Almost daily there were pictures of me on the cover of something or other with my latest boy toy. It was so far from reality that I sorta started to get off on it. Younger men have always been into me—ever since I was 16. My brother’s 12-year-old friends would fall for me.
But my preference has never been younger men, so when I’d see paparazzi hiding around the corner I began to ham it up a bit. I’d give ’em a look of shock that I’d been caught with my pants down. I’d stand a little closer to the guy or kiss him when I got in the car. I was having so much fun with my fake lovers that their parents were being called by the tabloids!!
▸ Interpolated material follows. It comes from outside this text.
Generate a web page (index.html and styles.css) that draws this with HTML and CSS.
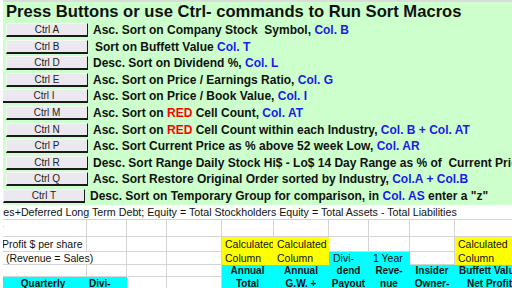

Teddy was my “lover” for three weeks. The reporters would ask Teddy’s mother, “How do you feel about your son with an older woman?” She would decline to answer. His dad would yell from the background, “I think it’s great!”
When Jeffy picked me up in the a.m., he would present me with the latest articles and photos of me with my newest lover. The funniest was this rapper named Shancie whom Lil’ Romeo introduced to me in LA during
DWTS
. Shancie and I went dancing at the Colony on a few occasions with Romeo and the rest of the
DWTS
cast.
But this particular story said that Shancie had broken up with me because if he didn’t, his mother was kicking him out of living in her basement. Oh lord, I couldn’t stop laughing, and neither could Jeffy.
Although affairs with young men sound good in print and in movies or on
Sex and the City
, I can’t imagine having a life with a man 20 or 30 years my junior. Jeffrey will testify that I do have more in common with 30-year-old men than with my own age bracket, but I couldn’t marry them. I have a theory that men over 45 are mostly dead. They are either way too serious and significant about life or they bore me to death. Oh lord, they become serious about everything. Thirty-something-year-olds are in the prime of their lives creatively. They are planning their futures, and they are awake and vocal about what they want to do. They are usually game for anything, and they have endless energy. They are interesting.